Dataset excerpt:

☆ ☆ ☆

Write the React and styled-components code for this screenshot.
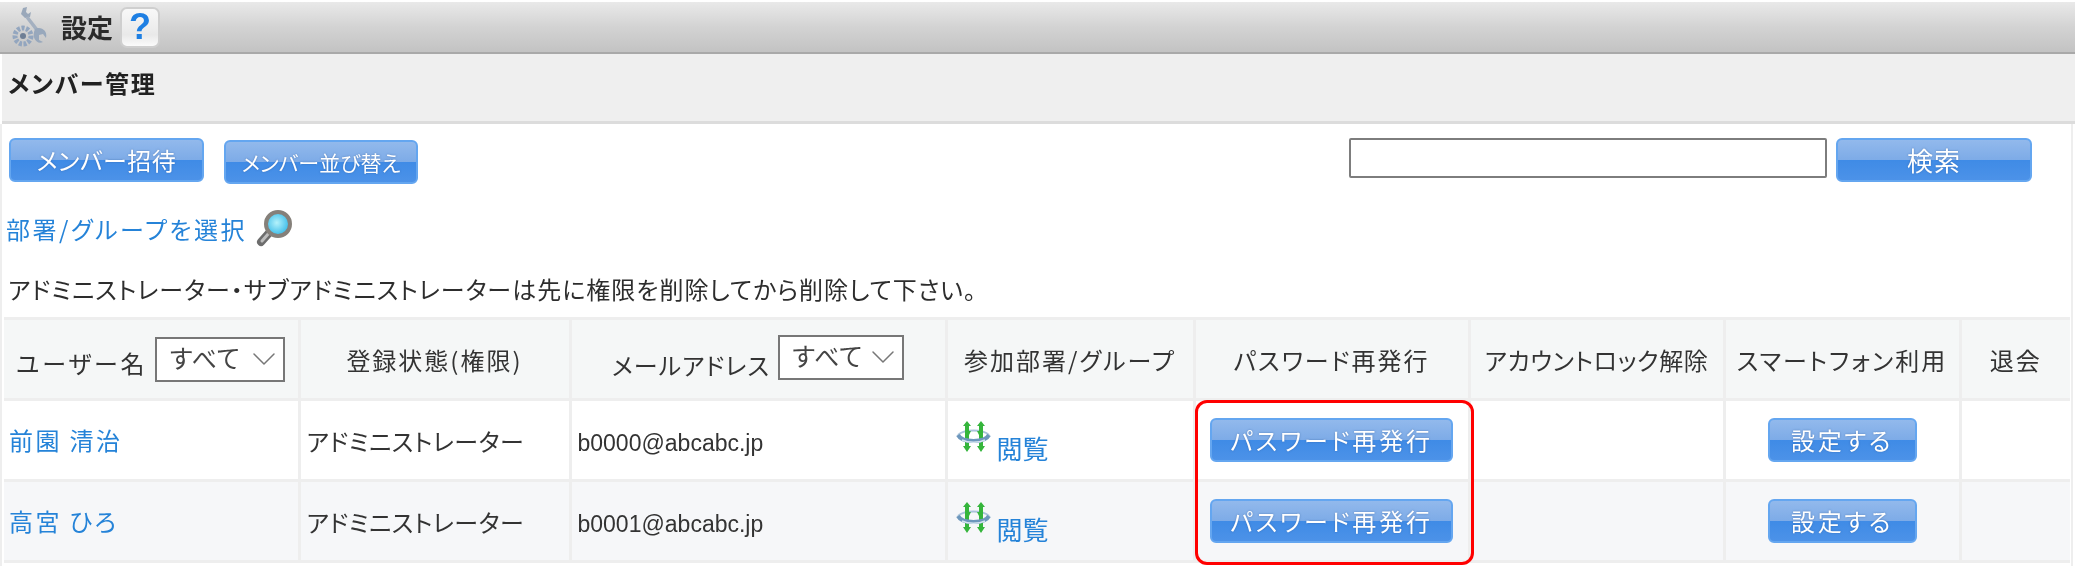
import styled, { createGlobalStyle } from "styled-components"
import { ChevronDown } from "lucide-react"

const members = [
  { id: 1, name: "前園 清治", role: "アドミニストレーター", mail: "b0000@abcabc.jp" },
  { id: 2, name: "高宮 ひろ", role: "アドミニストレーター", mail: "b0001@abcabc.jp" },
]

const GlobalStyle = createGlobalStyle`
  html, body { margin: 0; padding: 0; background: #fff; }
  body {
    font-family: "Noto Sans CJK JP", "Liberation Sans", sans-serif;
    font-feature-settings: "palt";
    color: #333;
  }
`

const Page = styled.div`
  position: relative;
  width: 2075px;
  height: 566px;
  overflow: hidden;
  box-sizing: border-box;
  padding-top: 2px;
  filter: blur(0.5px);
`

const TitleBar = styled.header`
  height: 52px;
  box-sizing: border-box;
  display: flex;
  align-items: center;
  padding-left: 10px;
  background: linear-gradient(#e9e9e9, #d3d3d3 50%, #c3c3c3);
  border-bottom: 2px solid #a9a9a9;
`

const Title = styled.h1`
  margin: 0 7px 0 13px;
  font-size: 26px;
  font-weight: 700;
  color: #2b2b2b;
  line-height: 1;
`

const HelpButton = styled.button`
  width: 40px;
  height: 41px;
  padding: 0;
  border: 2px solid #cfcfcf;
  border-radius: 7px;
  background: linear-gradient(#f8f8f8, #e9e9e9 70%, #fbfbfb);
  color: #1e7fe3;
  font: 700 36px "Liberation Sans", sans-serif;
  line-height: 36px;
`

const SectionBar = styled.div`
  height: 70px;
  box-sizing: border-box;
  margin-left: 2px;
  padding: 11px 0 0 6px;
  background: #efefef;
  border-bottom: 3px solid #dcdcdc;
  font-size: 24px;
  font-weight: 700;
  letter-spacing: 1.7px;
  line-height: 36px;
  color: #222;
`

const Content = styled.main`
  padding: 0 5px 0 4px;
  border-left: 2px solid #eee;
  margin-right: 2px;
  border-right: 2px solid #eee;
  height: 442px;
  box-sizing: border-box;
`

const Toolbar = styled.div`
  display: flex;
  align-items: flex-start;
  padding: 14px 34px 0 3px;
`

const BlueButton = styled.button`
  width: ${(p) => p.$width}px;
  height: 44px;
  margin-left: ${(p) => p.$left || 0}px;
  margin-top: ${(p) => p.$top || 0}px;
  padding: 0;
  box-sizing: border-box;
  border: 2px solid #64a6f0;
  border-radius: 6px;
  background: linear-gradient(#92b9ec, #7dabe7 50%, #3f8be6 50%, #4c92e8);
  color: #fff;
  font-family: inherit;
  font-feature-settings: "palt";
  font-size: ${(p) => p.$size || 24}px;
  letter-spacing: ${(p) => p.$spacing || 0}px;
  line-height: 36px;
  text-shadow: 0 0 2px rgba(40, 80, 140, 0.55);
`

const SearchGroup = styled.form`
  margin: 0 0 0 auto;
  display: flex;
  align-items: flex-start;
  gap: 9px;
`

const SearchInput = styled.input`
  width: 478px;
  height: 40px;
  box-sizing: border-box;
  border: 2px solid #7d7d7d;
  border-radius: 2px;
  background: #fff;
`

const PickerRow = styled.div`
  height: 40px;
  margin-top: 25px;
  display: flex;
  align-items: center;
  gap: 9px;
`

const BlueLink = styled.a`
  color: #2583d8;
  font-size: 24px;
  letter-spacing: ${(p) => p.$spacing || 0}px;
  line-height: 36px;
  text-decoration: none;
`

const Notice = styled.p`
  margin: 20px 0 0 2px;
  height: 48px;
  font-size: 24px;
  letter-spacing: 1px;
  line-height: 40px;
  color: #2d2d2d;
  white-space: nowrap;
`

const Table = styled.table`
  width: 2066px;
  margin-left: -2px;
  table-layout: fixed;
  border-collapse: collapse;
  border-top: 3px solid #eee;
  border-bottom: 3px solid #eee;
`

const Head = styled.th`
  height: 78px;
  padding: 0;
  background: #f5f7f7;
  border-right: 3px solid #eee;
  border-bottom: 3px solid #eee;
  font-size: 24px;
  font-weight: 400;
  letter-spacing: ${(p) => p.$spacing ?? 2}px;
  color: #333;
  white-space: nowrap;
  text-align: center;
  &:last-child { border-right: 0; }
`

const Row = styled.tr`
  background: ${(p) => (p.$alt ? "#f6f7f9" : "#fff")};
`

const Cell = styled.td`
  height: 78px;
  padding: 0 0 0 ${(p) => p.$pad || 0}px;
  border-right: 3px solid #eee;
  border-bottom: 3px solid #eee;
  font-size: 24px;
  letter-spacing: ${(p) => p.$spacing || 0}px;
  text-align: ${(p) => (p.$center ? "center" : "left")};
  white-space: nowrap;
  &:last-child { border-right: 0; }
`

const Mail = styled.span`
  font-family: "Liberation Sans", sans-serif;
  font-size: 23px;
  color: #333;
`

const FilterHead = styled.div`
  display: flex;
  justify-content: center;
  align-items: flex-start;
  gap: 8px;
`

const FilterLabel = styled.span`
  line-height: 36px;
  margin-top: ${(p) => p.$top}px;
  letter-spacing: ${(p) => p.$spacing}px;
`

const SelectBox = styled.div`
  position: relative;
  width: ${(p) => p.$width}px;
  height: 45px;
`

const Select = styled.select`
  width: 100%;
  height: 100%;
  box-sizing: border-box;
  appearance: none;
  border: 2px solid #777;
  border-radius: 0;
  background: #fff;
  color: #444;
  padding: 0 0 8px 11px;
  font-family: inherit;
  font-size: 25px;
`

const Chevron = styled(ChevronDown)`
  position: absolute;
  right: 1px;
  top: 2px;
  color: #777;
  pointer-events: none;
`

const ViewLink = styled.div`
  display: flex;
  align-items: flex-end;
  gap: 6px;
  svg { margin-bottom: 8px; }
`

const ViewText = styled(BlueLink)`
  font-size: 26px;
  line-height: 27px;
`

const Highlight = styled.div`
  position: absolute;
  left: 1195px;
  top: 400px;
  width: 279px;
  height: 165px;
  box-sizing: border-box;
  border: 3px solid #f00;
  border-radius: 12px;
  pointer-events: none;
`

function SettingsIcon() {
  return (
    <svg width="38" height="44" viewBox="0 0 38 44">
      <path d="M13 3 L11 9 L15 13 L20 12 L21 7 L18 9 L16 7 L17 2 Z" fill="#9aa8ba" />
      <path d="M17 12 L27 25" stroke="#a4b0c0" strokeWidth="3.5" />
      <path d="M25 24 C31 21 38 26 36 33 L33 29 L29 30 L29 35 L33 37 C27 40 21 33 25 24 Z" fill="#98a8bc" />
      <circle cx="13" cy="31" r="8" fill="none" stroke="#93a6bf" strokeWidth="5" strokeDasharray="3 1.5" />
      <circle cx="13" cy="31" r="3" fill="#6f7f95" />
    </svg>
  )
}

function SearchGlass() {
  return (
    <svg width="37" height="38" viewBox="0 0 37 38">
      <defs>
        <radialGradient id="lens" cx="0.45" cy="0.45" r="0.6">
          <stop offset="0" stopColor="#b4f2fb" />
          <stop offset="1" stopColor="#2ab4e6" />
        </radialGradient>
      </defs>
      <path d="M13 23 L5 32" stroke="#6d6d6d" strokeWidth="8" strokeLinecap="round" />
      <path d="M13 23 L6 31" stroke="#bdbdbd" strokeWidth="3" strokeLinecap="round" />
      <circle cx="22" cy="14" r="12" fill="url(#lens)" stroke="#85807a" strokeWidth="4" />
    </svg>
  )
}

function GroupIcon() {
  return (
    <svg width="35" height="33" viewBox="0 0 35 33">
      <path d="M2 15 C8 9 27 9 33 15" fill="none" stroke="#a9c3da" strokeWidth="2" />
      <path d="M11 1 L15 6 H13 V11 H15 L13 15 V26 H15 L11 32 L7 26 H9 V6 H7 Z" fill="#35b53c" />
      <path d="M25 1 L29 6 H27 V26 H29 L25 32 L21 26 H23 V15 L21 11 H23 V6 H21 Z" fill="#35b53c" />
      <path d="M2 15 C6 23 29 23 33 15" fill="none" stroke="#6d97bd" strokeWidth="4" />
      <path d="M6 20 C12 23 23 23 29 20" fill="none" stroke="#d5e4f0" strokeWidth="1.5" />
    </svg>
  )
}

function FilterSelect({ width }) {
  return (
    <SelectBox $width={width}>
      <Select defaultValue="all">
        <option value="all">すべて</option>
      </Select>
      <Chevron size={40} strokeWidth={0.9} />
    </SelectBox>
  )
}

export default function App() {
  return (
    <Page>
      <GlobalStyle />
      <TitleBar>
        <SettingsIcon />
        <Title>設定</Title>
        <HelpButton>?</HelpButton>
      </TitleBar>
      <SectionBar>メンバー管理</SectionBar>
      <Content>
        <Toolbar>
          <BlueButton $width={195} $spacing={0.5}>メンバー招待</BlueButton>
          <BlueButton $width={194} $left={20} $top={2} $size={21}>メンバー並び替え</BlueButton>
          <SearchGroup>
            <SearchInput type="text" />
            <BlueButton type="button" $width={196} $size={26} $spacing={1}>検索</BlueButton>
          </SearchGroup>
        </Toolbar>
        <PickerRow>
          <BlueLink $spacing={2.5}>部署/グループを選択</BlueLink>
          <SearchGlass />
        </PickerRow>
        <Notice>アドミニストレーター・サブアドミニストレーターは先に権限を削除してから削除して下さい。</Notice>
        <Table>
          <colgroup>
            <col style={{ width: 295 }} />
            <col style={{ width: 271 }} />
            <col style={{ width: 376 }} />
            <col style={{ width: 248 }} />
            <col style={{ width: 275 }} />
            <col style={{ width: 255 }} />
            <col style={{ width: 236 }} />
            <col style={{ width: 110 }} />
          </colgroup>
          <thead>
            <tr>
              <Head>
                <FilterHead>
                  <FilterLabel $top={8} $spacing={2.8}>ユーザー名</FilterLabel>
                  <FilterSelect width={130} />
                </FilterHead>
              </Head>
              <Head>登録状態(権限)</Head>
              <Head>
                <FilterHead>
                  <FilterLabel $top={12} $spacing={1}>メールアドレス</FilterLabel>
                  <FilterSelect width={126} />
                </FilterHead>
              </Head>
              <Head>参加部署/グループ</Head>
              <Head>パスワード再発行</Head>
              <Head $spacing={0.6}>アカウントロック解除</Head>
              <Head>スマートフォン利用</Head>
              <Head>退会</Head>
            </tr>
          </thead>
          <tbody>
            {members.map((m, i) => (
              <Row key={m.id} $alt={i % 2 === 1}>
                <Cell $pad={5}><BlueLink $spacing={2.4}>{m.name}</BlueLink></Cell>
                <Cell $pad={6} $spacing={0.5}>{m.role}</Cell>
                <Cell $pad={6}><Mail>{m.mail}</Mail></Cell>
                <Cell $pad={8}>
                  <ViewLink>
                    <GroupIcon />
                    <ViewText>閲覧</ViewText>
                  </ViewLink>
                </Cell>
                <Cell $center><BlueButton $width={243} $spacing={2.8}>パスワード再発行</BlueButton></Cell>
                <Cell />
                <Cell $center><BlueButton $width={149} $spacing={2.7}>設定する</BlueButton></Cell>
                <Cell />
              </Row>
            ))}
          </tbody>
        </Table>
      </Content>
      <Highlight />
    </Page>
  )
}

☆ ☆ ☆

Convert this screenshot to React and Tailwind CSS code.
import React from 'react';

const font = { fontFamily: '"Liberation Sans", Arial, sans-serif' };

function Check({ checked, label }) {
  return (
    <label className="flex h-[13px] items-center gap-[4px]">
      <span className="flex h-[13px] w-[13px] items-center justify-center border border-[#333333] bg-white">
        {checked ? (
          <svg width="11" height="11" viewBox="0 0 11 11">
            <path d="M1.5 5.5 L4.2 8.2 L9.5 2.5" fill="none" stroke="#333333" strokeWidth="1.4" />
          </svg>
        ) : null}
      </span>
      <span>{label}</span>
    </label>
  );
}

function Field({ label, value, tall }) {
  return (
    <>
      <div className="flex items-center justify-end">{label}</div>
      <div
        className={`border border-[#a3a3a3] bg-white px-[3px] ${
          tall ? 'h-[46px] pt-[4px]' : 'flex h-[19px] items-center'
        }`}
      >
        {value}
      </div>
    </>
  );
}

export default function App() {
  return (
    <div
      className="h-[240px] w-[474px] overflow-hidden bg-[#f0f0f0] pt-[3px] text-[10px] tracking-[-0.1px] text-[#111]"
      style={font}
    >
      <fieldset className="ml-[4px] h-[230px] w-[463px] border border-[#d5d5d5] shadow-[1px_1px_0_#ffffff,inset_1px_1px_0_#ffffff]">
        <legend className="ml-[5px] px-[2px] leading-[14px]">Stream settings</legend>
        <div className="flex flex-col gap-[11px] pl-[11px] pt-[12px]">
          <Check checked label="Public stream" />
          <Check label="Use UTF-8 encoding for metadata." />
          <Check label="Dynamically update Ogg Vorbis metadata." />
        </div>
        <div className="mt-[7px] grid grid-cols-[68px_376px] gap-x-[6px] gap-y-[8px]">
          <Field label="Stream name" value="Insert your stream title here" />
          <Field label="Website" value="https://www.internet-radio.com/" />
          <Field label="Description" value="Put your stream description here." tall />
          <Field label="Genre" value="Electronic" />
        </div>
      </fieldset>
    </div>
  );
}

☆ ☆ ☆

Copy every line that contains the string "this".

Write the React and styled-components code for this screenshot.
Convert this screenshot to React and Tailwind CSS code.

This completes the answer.